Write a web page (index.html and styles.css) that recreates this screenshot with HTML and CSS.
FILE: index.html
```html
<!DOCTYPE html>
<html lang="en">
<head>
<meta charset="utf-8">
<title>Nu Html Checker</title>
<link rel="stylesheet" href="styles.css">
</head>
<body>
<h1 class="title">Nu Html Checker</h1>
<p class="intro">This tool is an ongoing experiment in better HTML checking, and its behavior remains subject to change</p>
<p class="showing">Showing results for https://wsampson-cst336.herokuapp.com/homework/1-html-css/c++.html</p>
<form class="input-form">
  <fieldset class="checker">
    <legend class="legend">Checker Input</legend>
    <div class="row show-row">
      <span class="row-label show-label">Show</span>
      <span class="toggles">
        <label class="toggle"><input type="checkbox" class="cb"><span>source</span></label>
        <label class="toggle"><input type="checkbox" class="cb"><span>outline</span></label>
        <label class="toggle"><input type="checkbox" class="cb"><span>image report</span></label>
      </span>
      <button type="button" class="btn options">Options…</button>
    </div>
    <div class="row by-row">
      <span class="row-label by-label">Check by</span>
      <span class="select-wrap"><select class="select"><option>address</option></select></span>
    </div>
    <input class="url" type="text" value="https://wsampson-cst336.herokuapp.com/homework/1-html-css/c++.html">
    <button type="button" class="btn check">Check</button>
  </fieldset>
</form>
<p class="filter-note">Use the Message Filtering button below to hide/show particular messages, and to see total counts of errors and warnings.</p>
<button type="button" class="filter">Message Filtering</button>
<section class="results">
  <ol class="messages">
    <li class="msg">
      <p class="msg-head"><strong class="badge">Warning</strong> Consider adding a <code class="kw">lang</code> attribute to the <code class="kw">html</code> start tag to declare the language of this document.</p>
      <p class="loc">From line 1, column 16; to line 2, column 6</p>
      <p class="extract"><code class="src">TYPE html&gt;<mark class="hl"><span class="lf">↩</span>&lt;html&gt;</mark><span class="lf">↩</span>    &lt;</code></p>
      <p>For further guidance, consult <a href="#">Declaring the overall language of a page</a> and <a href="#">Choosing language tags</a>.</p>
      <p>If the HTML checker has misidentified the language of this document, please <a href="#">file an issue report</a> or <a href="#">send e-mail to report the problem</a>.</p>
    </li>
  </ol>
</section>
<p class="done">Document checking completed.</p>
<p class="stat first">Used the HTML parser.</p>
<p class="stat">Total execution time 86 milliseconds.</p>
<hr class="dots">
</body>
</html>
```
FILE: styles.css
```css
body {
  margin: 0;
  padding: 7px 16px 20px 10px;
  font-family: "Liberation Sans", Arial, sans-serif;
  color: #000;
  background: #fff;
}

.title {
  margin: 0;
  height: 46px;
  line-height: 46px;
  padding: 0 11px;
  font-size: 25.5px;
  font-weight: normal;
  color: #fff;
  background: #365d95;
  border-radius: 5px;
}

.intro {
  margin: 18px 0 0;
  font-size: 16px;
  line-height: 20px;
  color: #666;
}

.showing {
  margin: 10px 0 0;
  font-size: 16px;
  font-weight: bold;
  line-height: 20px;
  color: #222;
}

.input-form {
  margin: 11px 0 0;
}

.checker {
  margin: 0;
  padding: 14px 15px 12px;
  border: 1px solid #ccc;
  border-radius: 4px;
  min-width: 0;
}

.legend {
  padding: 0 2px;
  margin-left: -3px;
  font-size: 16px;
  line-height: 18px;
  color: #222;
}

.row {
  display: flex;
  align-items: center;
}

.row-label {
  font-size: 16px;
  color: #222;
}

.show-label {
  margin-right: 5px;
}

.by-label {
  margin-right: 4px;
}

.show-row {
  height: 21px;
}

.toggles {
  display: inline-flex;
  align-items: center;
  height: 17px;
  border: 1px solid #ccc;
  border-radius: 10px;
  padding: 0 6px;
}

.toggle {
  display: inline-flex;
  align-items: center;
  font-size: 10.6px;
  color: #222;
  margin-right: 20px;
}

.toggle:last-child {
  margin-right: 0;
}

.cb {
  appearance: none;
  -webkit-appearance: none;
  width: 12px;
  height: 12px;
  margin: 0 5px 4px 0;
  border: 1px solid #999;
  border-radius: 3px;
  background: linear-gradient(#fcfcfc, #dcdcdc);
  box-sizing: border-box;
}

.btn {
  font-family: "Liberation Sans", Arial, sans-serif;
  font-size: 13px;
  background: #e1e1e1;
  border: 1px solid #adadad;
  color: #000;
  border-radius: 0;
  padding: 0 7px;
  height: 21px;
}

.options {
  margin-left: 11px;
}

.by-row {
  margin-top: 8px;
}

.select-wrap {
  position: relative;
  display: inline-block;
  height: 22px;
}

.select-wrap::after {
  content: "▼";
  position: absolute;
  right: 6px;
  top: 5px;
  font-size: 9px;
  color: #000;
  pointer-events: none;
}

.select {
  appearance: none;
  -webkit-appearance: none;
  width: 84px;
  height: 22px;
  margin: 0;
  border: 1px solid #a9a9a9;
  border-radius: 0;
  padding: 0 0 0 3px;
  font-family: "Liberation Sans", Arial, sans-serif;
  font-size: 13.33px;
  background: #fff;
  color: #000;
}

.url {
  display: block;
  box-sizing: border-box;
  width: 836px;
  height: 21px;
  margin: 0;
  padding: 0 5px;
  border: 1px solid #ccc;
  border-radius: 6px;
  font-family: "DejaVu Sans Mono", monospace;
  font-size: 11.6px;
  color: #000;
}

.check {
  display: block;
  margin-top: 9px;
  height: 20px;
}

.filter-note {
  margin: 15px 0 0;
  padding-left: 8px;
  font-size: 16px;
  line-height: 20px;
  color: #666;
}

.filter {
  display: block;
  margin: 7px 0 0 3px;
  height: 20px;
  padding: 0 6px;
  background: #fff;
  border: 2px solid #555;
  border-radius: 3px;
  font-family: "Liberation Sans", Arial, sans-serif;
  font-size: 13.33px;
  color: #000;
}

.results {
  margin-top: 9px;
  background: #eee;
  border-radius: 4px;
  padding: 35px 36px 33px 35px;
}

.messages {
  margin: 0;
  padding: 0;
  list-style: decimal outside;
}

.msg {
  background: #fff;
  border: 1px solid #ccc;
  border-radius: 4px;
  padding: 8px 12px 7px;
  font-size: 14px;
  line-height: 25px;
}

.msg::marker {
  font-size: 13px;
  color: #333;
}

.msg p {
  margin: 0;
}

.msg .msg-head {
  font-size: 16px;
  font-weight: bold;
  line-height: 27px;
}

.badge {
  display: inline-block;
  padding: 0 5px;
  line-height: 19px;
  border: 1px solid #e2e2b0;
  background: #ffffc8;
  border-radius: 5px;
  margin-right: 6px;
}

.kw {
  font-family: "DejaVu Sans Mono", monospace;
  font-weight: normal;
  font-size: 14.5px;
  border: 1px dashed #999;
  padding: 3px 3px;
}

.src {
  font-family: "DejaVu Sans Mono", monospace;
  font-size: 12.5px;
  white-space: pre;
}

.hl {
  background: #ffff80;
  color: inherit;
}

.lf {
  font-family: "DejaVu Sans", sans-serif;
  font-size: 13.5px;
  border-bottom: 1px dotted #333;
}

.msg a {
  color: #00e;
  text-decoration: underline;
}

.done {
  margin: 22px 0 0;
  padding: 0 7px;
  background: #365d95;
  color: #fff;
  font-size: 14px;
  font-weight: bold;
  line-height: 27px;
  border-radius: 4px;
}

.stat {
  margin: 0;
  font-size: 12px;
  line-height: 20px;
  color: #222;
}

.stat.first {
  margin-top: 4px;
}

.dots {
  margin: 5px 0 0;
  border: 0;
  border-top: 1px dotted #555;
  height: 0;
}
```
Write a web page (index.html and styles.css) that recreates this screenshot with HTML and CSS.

= = = =

### GIVEN REQUEST
Print the whole listing exactly as it is.

### SOLVED PROBLEM
Write a web page (index.html and styles.css) that recreates this screenshot with HTML and CSS.
FILE: index.html
```html
<!DOCTYPE html>
<html lang="en">
<head>
<meta charset="utf-8">
<title>Nu Html Checker</title>
<link rel="stylesheet" href="styles.css">
</head>
<body>
<h1 class="title">Nu Html Checker</h1>
<p class="intro">This tool is an ongoing experiment in better HTML checking, and its behavior remains subject to change</p>
<p class="showing">Showing results for https://wsampson-cst336.herokuapp.com/homework/1-html-css/c++.html</p>
<form class="input-form">
  <fieldset class="checker">
    <legend class="legend">Checker Input</legend>
    <div class="row show-row">
      <span class="row-label show-label">Show</span>
      <span class="toggles">
        <label class="toggle"><input type="checkbox" class="cb"><span>source</span></label>
        <label class="toggle"><input type="checkbox" class="cb"><span>outline</span></label>
        <label class="toggle"><input type="checkbox" class="cb"><span>image report</span></label>
      </span>
      <button type="button" class="btn options">Options…</button>
    </div>
    <div class="row by-row">
      <span class="row-label by-label">Check by</span>
      <span class="select-wrap"><select class="select"><option>address</option></select></span>
    </div>
    <input class="url" type="text" value="https://wsampson-cst336.herokuapp.com/homework/1-html-css/c++.html">
    <button type="button" class="btn check">Check</button>
  </fieldset>
</form>
<p class="filter-note">Use the Message Filtering button below to hide/show particular messages, and to see total counts of errors and warnings.</p>
<button type="button" class="filter">Message Filtering</button>
<section class="results">
  <ol class="messages">
    <li class="msg">
      <p class="msg-head"><strong class="badge">Warning</strong> Consider adding a <code class="kw">lang</code> attribute to the <code class="kw">html</code> start tag to declare the language of this document.</p>
      <p class="loc">From line 1, column 16; to line 2, column 6</p>
      <p class="extract"><code class="src">TYPE html&gt;<mark class="hl"><span class="lf">↩</span>&lt;html&gt;</mark><span class="lf">↩</span>    &lt;</code></p>
      <p>For further guidance, consult <a href="#">Declaring the overall language of a page</a> and <a href="#">Choosing language tags</a>.</p>
      <p>If the HTML checker has misidentified the language of this document, please <a href="#">file an issue report</a> or <a href="#">send e-mail to report the problem</a>.</p>
    </li>
  </ol>
</section>
<p class="done">Document checking completed.</p>
<p class="stat first">Used the HTML parser.</p>
<p class="stat">Total execution time 86 milliseconds.</p>
<hr class="dots">
</body>
</html>
```
FILE: styles.css
```css
body {
  margin: 0;
  padding: 7px 16px 20px 10px;
  font-family: "Liberation Sans", Arial, sans-serif;
  color: #000;
  background: #fff;
}

.title {
  margin: 0;
  height: 46px;
  line-height: 46px;
  padding: 0 11px;
  font-size: 25.5px;
  font-weight: normal;
  color: #fff;
  background: #365d95;
  border-radius: 5px;
}

.intro {
  margin: 18px 0 0;
  font-size: 16px;
  line-height: 20px;
  color: #666;
}

.showing {
  margin: 10px 0 0;
  font-size: 16px;
  font-weight: bold;
  line-height: 20px;
  color: #222;
}

.input-form {
  margin: 11px 0 0;
}

.checker {
  margin: 0;
  padding: 14px 15px 12px;
  border: 1px solid #ccc;
  border-radius: 4px;
  min-width: 0;
}

.legend {
  padding: 0 2px;
  margin-left: -3px;
  font-size: 16px;
  line-height: 18px;
  color: #222;
}

.row {
  display: flex;
  align-items: center;
}

.row-label {
  font-size: 16px;
  color: #222;
}

.show-label {
  margin-right: 5px;
}

.by-label {
  margin-right: 4px;
}

.show-row {
  height: 21px;
}

.toggles {
  display: inline-flex;
  align-items: center;
  height: 17px;
  border: 1px solid #ccc;
  border-radius: 10px;
  padding: 0 6px;
}

.toggle {
  display: inline-flex;
  align-items: center;
  font-size: 10.6px;
  color: #222;
  margin-right: 20px;
}

.toggle:last-child {
  margin-right: 0;
}

.cb {
  appearance: none;
  -webkit-appearance: none;
  width: 12px;
  height: 12px;
  margin: 0 5px 4px 0;
  border: 1px solid #999;
  border-radius: 3px;
  background: linear-gradient(#fcfcfc, #dcdcdc);
  box-sizing: border-box;
}

.btn {
  font-family: "Liberation Sans", Arial, sans-serif;
  font-size: 13px;
  background: #e1e1e1;
  border: 1px solid #adadad;
  color: #000;
  border-radius: 0;
  padding: 0 7px;
  height: 21px;
}

.options {
  margin-left: 11px;
}

.by-row {
  margin-top: 8px;
}

.select-wrap {
  position: relative;
  display: inline-block;
  height: 22px;
}

.select-wrap::after {
  content: "▼";
  position: absolute;
  right: 6px;
  top: 5px;
  font-size: 9px;
  color: #000;
  pointer-events: none;
}

.select {
  appearance: none;
  -webkit-appearance: none;
  width: 84px;
  height: 22px;
  margin: 0;
  border: 1px solid #a9a9a9;
  border-radius: 0;
  padding: 0 0 0 3px;
  font-family: "Liberation Sans", Arial, sans-serif;
  font-size: 13.33px;
  background: #fff;
  color: #000;
}

.url {
  display: block;
  box-sizing: border-box;
  width: 836px;
  height: 21px;
  margin: 0;
  padding: 0 5px;
  border: 1px solid #ccc;
  border-radius: 6px;
  font-family: "DejaVu Sans Mono", monospace;
  font-size: 11.6px;
  color: #000;
}

.check {
  display: block;
  margin-top: 9px;
  height: 20px;
}

.filter-note {
  margin: 15px 0 0;
  padding-left: 8px;
  font-size: 16px;
  line-height: 20px;
  color: #666;
}

.filter {
  display: block;
  margin: 7px 0 0 3px;
  height: 20px;
  padding: 0 6px;
  background: #fff;
  border: 2px solid #555;
  border-radius: 3px;
  font-family: "Liberation Sans", Arial, sans-serif;
  font-size: 13.33px;
  color: #000;
}

.results {
  margin-top: 9px;
  background: #eee;
  border-radius: 4px;
  padding: 35px 36px 33px 35px;
}

.messages {
  margin: 0;
  padding: 0;
  list-style: decimal outside;
}

.msg {
  background: #fff;
  border: 1px solid #ccc;
  border-radius: 4px;
  padding: 8px 12px 7px;
  font-size: 14px;
  line-height: 25px;
}

.msg::marker {
  font-size: 13px;
  color: #333;
}

.msg p {
  margin: 0;
}

.msg .msg-head {
  font-size: 16px;
  font-weight: bold;
  line-height: 27px;
}

.badge {
  display: inline-block;
  padding: 0 5px;
  line-height: 19px;
  border: 1px solid #e2e2b0;
  background: #ffffc8;
  border-radius: 5px;
  margin-right: 6px;
}

.kw {
  font-family: "DejaVu Sans Mono", monospace;
  font-weight: normal;
  font-size: 14.5px;
  border: 1px dashed #999;
  padding: 3px 3px;
}

.src {
  font-family: "DejaVu Sans Mono", monospace;
  font-size: 12.5px;
  white-space: pre;
}

.hl {
  background: #ffff80;
  color: inherit;
}

.lf {
  font-family: "DejaVu Sans", sans-serif;
  font-size: 13.5px;
  border-bottom: 1px dotted #333;
}

.msg a {
  color: #00e;
  text-decoration: underline;
}

.done {
  margin: 22px 0 0;
  padding: 0 7px;
  background: #365d95;
  color: #fff;
  font-size: 14px;
  font-weight: bold;
  line-height: 27px;
  border-radius: 4px;
}

.stat {
  margin: 0;
  font-size: 12px;
  line-height: 20px;
  color: #222;
}

.stat.first {
  margin-top: 4px;
}

.dots {
  margin: 5px 0 0;
  border: 0;
  border-top: 1px dotted #555;
  height: 0;
}
```
Write a web page (index.html and styles.css) that recreates this screenshot with HTML and CSS.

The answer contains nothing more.